Checkpoint What to look/feel for Why it matters
Temperature under socks Localised cool spots vs general room coolness Early hint of moisture under boards
Texture of boards Stickiness, raised grain, softness Possible prolonged damp or minor rot
Smell at floor level Musty, “wet cupboard” notes in one area Signals beginning mould activity

FAQ:

  • Is the sock test a replacement for a professional damp survey?
    No. It is an early warning and a way to narrow down suspicious areas. If you find persistent cold or clammy spots or see visible damage, a surveyor with proper meters and experience should be your next step.
  • Can a cold floor just mean poor insulation, not damp?
    Yes. If the entire floor feels uniformly cold but dry, particularly over uninsulated concrete or above an unheated void, that usually points to heat loss rather than moisture. Damp tends to create distinct patches rather than a blanket effect.
  • Does this work on laminated or engineered wood as well as solid boards?

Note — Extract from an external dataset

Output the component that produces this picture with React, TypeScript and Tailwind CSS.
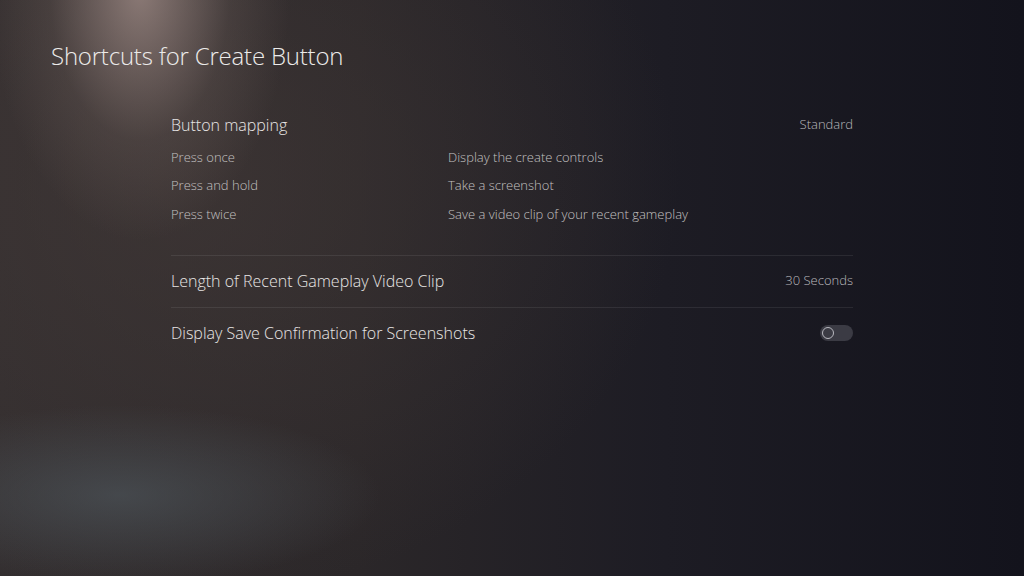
import React from 'react';

const mappings = [
  { press: 'Press once', action: 'Display the create controls' },
  { press: 'Press and hold', action: 'Take a screenshot' },
  { press: 'Press twice', action: 'Save a video clip of your recent gameplay' },
];

const Toggle: React.FC<{ on?: boolean }> = ({ on = false }) => (
  <div className="flex h-[16px] w-[33px] items-center rounded-full bg-[#3b3b44] px-[2px]">
    <span
      className={`h-[12px] w-[12px] rounded-full border-[1.5px] border-[#b9b9c0] ${on ? 'ml-auto bg-white' : ''}`}
    />
  </div>
);

export default function App() {
  return (
    <div
      className="h-[576px] w-[1024px] overflow-hidden font-light text-[#e6e4e3] bg-[radial-gradient(ellipse_150px_250px_at_140px_-10px,rgba(160,140,135,0.8),rgba(120,105,100,0.25)_60%,transparent),radial-gradient(ellipse_260px_90px_at_120px_495px,rgba(78,86,92,0.65),transparent),radial-gradient(ellipse_500px_420px_at_180px_180px,rgba(70,60,58,0.55),transparent),linear-gradient(90deg,#332e2f_0%,#2b2729_35%,#1d1c24_65%,#13131c_100%)]"
      style={{ fontFamily: '"Open Sans", "Noto Sans", sans-serif' }}
    >
      <h1 className="pl-[51px] pt-[39px] text-[24px] font-light leading-[34px] tracking-[-0.2px] text-[#ecebea]">
        Shortcuts for Create Button
      </h1>

      <div className="ml-[171px] mt-[39px] w-[682px]">
        <section className="pb-[26px]">
          <div className="flex items-center justify-between">
            <span className="text-[16px] leading-[26px] text-[#e8e6e5]">Button mapping</span>
            <span className="text-[13px] text-[#b9b8bd]">Standard</span>
          </div>
          <div className="mt-[5px] flex flex-col">
            {mappings.map((m) => (
              <div key={m.press} className="flex h-[28.5px] items-center text-[13px] text-[#c2c0c0]">
                <span className="w-[277px]">{m.press}</span>
                <span>{m.action}</span>
              </div>
            ))}
          </div>
        </section>

        <div className="flex h-[52px] items-center justify-between border-t border-[#ffffff14]">
          <span className="text-[16px] text-[#e8e6e5]">Length of Recent Gameplay Video Clip</span>
          <span className="text-[13px] text-[#b9b8bd]">30 Seconds</span>
        </div>

        <div className="flex h-[52px] items-center justify-between border-t border-[#ffffff14]">
          <span className="text-[16px] text-[#e8e6e5]">Display Save Confirmation for Screenshots</span>
          <Toggle />
        </div>
      </div>
    </div>
  );
}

    It can still highlight cold zones, but finishes and underlay can mask texture changes. Use the sock test as a guide, then look carefully at edges, joins and skirting for swelling or discolouration.
  • What if only one tiny patch feels wrong?
    Mark it with tape, photograph it, and repeat the test a week later. If the sensation and any smell are the same or worse, investigate that specific spot for leaks, failed sealant, or blocked ventilation.
  • How often should I check my floors this way?
    Once or twice a year is usually enough, plus after any plumbing issue, flood, or major storm. Think of it as a quick health check for your home, done in the time it takes to make a cup of tea.